Ve gün gelecekti Allah'ın lütfuyla insanlar gruplar hâlinde İslam'a girecekti. Çıkarıldığı Mekke ile beraber birçok beldelerin fethi gerçekleşecekti.
Ona yanlış yapanlar sonra anlayacaktı Onun bütün insanlığa hidayet kaynağı olmaya geldiğini. Onların dünya ve ahiretlerini mamur etmek, haksızlığın yerine adaleti tesis etmek, ahlaksızlığın yerine güzel ahlakı kaim kılmak, cehaletin yerine ilim ve hikmeti öğretmek ve dahası onları fani şeylere, kula kulluktan kurtarıp Allah'a kul kılarak gerçek özgürlüklerine kavuşturmak için geldiğini anlayacaklardı ve cehaletle, düşmanlıkla geçen günlerine acıyacaklardı.

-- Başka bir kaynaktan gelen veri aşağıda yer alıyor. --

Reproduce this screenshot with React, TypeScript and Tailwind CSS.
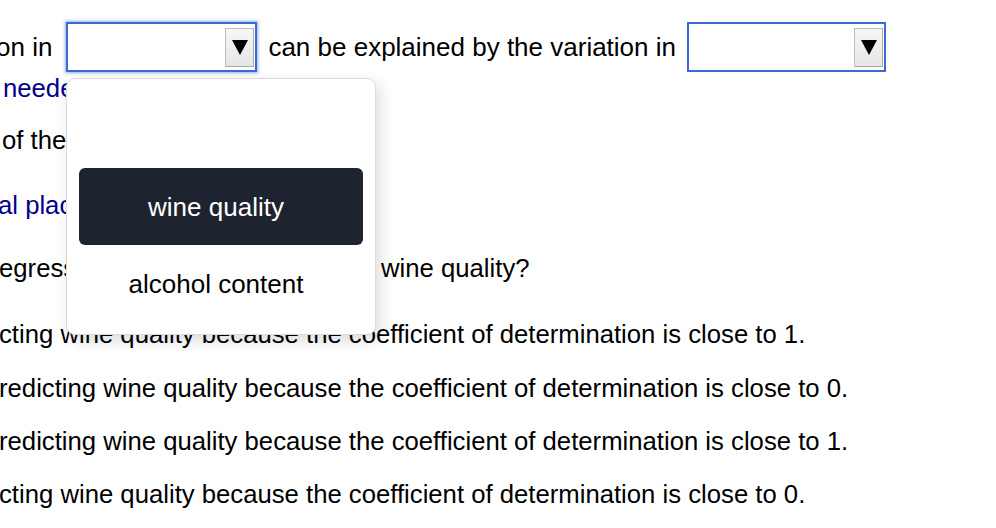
import React from "react";

function SelectBox({ width, focused }: { width: string; focused?: boolean }) {
  return (
    <div
      className={`relative flex h-[50px] ${width} shrink-0 items-center justify-end border-2 border-[#3a6bd2] bg-white pr-[1px] ${
        focused ? "shadow-[0_0_3px_1px_rgba(58,107,210,0.55)]" : ""
      }`}
    >
      <div className="flex h-[39px] w-[29px] items-center justify-center border border-[#bdbdbd] border-b-[#a9a9a9] border-r-[#a9a9a9] bg-gradient-to-b from-[#f7f7f7] to-[#e6e6e6]">
        <svg width="18" height="18" viewBox="0 0 18 18">
          <polygon points="1,2 17,2 9,17" fill="#000" />
        </svg>
      </div>
    </div>
  );
}

const answers = [
  { text: "cting wine quality because the coefficient of determination is close to 1.", mt: "mt-[36px]" },
  { text: "redicting wine quality because the coefficient of determination is close to 0.", mt: "mt-[24px]" },
  { text: "redicting wine quality because the coefficient of determination is close to 1.", mt: "mt-[23px]" },
  { text: "cting wine quality because the coefficient of determination is close to 0.", mt: "mt-[23px]" },
];

export default function App() {
  return (
    <div className="relative h-[528px] w-[996px] overflow-hidden bg-white text-[25.7px] leading-[30px] text-black [font-family:'Liberation_Sans',Arial,sans-serif]">
      {/* Question text */}
      <div className="flex flex-col pt-[22px]">
        <div className="flex h-[50px] items-center whitespace-nowrap text-[26px]">
          <span className="-ml-[4px]">on in</span>
          <div className="ml-[14px]">
            <SelectBox width="w-[191px]" focused />
          </div>
          <span className="ml-[11px]">can be explained by the variation in</span>
          <div className="ml-[11px]">
            <SelectBox width="w-[199px]" />
          </div>
        </div>

        <div className="mt-[1px] whitespace-nowrap pl-[3px] text-[#00008b]">needed.)</div>
        <div className="mt-[22px] whitespace-nowrap pl-[2px]">of the regression line.</div>
        <div className="mt-[35px] whitespace-nowrap -ml-[2px] text-[#00008b]">al places as needed.)</div>
        <div className="mt-[33px] flex whitespace-nowrap">
          <span className="-ml-[1px] w-[382px] overflow-hidden">egression</span>
          <span>wine quality?</span>
        </div>

        {answers.map((a, i) => (
          <div key={i} className={`${a.mt} whitespace-nowrap -ml-[1px]`}>
            {a.text}
          </div>
        ))}
      </div>

      {/* Open dropdown menu */}
      <div className="absolute left-[66px] top-[78px] w-[310px] rounded-[9px] border border-[#dadada] bg-white p-[12px] text-[26px] shadow-[4px_6px_16px_rgba(0,0,0,0.14)]">
        <div className="h-[77px]" />
        <div className="flex h-[77px] items-center justify-center rounded-[6px] bg-[#1e2330] pr-[10px] text-white">
          wine quality
        </div>
        <div className="flex h-[77px] items-center justify-center pr-[10px]">alcohol content</div>
      </div>
    </div>
  );
}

Tabii küfür ve şirkin karanlığında kalmayı yeğleyenlerden kimileri bildiklerinden vazgeçmeyeceklerdi.
Bugün, herkesin her şeyden haberinin olduğu, ilim ve bilimde insanların gezegenler arası seyahat etiği çağda hâlâ Onu ve Onun getirdiği Kur'an-ı, İslam Dinini anlamakta zorluk çekenlerin olduğu gibi.
Bugün gerçek özgürlüğü başka yerlerde arayanlar var. Medeniyeti Batının barbarlığında arayanlar var.
Kur'an-ı, İslam'ın emirlerini bugün dahi orta çağ karanlığı diye lanse edenler mevcut.
İnsan haklarını, kadın haklarını, adaleti Batı ve insan ürünü başka izimlerde arayanlar var.